Aim of the exercise –
Keep only the lines where "index" appears.

**** Exercise inputs ****

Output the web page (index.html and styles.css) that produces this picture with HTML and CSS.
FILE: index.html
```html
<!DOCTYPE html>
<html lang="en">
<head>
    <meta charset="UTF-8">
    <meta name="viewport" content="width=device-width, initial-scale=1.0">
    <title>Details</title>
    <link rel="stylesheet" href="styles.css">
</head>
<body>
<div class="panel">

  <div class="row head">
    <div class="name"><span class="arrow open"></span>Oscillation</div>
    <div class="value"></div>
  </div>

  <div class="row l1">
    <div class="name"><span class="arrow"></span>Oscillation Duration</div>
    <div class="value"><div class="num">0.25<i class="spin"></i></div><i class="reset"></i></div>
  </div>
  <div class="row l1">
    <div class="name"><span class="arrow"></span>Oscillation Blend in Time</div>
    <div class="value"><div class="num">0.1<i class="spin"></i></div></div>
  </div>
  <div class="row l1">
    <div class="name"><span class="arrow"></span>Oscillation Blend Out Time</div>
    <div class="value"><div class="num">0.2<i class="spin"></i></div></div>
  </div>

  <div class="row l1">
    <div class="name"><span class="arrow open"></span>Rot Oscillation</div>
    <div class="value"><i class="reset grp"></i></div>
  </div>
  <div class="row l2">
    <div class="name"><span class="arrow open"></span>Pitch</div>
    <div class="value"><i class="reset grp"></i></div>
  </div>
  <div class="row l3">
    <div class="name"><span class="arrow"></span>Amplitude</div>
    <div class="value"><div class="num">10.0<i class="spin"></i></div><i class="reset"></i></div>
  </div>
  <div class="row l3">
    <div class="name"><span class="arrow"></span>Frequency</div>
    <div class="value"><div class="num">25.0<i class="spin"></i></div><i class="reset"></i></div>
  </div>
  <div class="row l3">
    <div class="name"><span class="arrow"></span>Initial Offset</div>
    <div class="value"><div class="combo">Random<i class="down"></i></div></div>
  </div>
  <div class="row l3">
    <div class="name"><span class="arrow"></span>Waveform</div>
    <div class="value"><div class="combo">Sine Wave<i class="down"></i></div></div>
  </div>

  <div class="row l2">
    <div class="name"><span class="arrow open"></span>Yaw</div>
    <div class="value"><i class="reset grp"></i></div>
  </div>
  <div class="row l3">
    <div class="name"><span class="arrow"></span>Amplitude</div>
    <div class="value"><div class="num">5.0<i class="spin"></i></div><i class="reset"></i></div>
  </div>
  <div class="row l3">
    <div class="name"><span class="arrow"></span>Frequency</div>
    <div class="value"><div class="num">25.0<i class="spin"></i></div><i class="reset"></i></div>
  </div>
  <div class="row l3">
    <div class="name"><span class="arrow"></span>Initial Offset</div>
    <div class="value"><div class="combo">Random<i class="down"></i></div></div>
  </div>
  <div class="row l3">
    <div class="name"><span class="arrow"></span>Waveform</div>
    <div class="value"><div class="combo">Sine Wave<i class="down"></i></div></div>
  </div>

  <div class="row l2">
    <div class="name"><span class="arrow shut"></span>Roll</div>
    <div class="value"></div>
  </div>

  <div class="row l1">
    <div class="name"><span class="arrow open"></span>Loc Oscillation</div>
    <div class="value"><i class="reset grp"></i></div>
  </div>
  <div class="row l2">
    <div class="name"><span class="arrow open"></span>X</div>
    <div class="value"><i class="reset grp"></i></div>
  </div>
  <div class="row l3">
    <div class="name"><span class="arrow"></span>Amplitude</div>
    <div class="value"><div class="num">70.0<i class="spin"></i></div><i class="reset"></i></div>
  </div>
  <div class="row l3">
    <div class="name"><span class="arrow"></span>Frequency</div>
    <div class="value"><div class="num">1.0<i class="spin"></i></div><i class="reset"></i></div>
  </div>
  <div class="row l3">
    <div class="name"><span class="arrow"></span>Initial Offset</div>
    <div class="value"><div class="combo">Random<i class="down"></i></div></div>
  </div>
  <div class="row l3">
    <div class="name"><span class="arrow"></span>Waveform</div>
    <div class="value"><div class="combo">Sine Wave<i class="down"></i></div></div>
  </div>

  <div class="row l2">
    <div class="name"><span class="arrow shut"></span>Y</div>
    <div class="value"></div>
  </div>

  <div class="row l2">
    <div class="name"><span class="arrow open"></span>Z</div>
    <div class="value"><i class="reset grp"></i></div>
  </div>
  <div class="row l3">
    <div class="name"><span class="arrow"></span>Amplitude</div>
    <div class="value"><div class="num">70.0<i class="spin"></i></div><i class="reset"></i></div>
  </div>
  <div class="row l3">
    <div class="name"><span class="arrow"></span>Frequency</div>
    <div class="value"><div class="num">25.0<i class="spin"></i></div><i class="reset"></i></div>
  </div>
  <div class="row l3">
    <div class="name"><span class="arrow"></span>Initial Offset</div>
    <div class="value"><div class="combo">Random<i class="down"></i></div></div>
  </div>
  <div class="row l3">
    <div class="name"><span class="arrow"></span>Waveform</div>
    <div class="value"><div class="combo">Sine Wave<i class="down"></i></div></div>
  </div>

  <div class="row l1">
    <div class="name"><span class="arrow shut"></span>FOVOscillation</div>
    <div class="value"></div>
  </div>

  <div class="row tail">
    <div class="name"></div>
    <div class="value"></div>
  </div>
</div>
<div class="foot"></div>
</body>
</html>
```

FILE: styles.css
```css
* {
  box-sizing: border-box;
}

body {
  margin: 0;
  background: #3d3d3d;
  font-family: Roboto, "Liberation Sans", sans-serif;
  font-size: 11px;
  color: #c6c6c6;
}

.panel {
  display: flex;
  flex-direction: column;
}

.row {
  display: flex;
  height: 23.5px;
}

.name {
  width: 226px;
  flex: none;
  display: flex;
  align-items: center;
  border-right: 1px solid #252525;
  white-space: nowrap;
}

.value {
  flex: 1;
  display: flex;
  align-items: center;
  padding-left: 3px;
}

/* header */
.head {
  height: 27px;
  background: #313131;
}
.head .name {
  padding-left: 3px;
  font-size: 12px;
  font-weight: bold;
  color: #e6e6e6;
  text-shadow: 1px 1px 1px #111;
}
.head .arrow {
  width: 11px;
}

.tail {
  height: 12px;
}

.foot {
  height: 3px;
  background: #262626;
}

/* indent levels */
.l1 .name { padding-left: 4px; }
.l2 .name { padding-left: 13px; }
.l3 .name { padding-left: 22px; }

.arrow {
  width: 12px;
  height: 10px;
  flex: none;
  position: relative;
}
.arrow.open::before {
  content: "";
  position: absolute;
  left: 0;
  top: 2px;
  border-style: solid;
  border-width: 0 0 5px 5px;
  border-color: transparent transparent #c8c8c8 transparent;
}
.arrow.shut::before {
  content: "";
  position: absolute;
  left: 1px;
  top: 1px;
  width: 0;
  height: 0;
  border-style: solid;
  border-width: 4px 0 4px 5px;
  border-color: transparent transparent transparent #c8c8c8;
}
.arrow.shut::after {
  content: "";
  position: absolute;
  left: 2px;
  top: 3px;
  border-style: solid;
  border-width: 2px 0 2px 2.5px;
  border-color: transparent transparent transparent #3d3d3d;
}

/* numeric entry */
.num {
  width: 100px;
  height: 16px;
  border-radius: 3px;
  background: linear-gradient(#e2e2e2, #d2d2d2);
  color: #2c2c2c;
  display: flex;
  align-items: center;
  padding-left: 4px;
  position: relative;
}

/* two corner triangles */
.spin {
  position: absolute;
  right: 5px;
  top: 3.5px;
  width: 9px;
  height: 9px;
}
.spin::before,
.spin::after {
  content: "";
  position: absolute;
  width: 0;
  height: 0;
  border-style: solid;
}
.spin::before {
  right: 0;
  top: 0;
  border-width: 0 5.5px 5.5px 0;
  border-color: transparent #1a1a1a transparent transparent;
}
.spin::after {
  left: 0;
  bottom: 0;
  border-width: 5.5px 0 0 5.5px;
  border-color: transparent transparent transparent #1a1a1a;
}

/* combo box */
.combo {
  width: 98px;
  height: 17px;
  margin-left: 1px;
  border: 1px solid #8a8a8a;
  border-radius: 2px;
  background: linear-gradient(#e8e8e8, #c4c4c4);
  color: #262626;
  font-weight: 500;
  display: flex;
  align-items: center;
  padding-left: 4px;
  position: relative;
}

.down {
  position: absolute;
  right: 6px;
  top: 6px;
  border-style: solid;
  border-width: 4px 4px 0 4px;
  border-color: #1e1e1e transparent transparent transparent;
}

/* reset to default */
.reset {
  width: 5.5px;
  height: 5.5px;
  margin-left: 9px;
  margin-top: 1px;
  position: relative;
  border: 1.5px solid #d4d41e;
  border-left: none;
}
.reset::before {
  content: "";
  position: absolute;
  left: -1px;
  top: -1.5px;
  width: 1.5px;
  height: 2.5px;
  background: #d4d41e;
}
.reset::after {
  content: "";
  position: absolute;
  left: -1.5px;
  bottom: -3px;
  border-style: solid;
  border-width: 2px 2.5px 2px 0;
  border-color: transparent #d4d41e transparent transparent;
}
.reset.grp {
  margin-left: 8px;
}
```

****
**** Exercise inputs ****

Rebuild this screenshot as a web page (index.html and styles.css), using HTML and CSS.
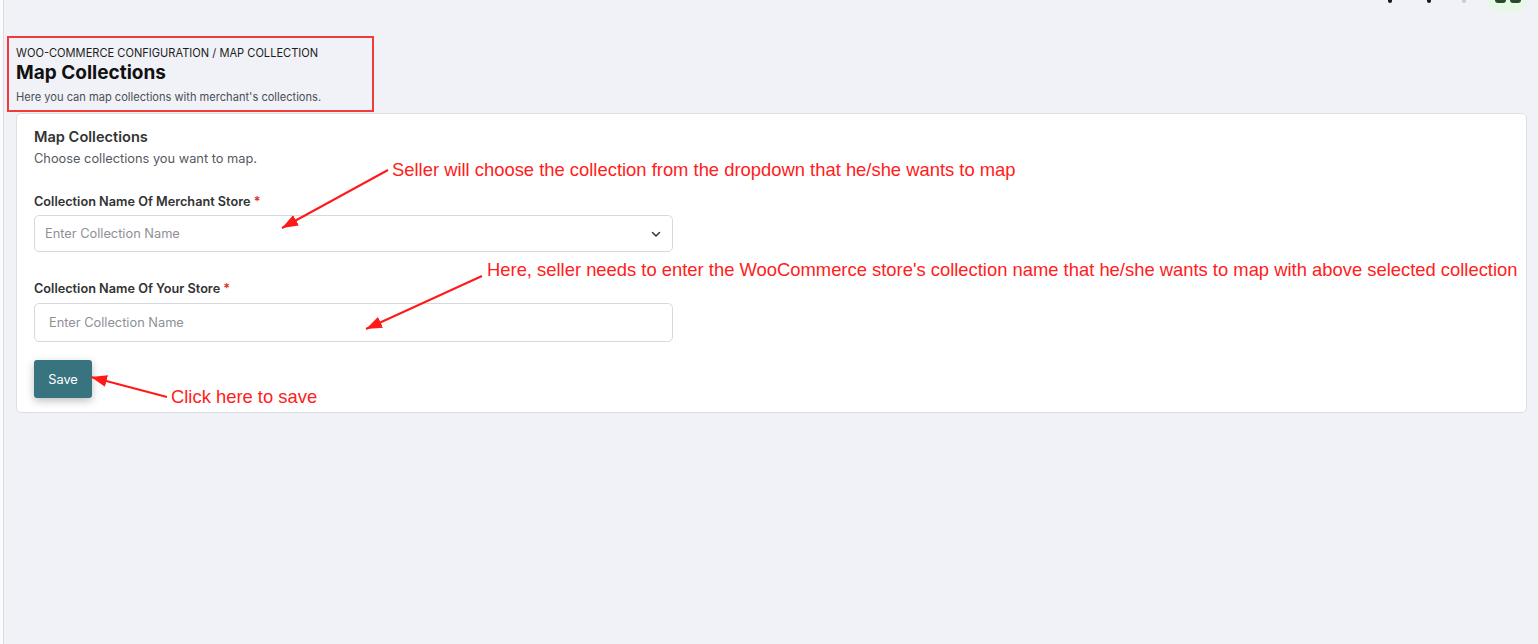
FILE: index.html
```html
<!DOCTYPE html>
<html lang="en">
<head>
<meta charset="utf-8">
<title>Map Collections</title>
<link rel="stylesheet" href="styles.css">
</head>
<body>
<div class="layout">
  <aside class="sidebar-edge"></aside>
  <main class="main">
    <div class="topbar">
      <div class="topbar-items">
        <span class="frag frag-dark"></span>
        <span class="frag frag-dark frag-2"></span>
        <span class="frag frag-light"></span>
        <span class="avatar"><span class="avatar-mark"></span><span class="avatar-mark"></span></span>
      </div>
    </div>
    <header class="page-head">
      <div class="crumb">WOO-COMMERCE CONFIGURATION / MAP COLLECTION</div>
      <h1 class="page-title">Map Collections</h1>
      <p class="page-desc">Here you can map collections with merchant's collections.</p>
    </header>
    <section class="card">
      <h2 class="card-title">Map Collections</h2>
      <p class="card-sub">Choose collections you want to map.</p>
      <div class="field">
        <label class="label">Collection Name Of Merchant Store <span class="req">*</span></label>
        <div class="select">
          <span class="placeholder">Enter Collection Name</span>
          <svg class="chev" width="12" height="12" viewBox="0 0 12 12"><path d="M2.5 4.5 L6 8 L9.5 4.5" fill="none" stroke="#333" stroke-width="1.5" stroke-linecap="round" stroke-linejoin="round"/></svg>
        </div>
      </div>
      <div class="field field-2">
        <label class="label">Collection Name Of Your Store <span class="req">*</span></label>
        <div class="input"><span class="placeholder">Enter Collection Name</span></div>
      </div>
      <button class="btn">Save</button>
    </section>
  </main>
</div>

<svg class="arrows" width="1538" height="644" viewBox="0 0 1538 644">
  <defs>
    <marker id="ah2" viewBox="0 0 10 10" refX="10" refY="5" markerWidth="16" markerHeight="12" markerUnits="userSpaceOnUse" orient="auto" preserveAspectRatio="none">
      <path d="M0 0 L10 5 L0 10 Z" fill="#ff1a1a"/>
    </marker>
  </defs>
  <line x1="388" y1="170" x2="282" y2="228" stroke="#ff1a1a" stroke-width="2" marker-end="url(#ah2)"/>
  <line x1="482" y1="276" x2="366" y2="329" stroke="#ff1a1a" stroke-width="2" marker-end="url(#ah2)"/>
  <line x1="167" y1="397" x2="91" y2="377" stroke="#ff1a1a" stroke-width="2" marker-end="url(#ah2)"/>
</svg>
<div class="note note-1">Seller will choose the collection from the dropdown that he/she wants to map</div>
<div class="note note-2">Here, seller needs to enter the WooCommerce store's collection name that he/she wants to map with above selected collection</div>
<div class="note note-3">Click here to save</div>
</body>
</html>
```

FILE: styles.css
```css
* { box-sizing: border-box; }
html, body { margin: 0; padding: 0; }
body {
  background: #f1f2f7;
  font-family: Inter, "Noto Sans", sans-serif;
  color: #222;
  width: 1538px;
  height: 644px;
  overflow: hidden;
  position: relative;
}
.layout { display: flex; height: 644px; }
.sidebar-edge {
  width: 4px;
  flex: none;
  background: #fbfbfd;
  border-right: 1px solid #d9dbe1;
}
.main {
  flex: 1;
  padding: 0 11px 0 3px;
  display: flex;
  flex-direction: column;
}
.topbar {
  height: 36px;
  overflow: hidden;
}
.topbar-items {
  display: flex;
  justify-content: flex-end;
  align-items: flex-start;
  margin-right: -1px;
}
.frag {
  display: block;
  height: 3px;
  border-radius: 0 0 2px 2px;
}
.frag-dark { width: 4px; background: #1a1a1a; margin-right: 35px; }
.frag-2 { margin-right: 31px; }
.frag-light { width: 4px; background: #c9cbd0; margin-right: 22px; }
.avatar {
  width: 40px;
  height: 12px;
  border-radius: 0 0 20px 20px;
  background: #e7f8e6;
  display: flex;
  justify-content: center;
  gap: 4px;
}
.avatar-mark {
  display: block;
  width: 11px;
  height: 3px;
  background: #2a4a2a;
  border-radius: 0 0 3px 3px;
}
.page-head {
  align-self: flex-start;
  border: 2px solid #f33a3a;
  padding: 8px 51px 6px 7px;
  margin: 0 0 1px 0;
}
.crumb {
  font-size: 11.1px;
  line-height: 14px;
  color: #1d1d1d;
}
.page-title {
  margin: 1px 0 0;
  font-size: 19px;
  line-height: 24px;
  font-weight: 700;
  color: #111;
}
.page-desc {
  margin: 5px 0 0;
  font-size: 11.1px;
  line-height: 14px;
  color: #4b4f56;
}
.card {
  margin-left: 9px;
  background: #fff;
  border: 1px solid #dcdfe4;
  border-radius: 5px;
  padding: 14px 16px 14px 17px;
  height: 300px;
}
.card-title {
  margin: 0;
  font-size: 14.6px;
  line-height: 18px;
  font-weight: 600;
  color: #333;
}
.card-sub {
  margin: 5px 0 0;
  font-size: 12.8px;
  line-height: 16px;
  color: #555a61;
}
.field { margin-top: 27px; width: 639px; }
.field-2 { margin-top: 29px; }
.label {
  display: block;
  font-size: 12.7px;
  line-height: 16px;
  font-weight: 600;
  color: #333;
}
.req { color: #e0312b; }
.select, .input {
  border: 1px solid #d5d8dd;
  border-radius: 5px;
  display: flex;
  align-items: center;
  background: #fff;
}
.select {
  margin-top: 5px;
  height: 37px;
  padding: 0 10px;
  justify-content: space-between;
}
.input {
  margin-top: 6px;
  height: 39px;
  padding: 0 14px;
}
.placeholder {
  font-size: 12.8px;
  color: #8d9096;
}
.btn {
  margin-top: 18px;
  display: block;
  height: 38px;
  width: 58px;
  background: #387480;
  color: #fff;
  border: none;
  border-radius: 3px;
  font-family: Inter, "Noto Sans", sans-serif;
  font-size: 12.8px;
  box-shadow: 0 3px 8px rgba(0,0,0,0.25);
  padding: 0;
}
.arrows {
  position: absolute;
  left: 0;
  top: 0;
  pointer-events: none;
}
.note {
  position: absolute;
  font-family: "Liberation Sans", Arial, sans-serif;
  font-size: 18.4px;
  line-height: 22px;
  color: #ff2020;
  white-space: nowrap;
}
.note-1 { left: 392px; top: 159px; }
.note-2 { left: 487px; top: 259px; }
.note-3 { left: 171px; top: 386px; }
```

****

Written answer –
Output the web page (index.html and styles.css) that produces this picture with HTML and CSS.
FILE: index.html
Rebuild this screenshot as a web page (index.html and styles.css), using HTML and CSS.
FILE: index.html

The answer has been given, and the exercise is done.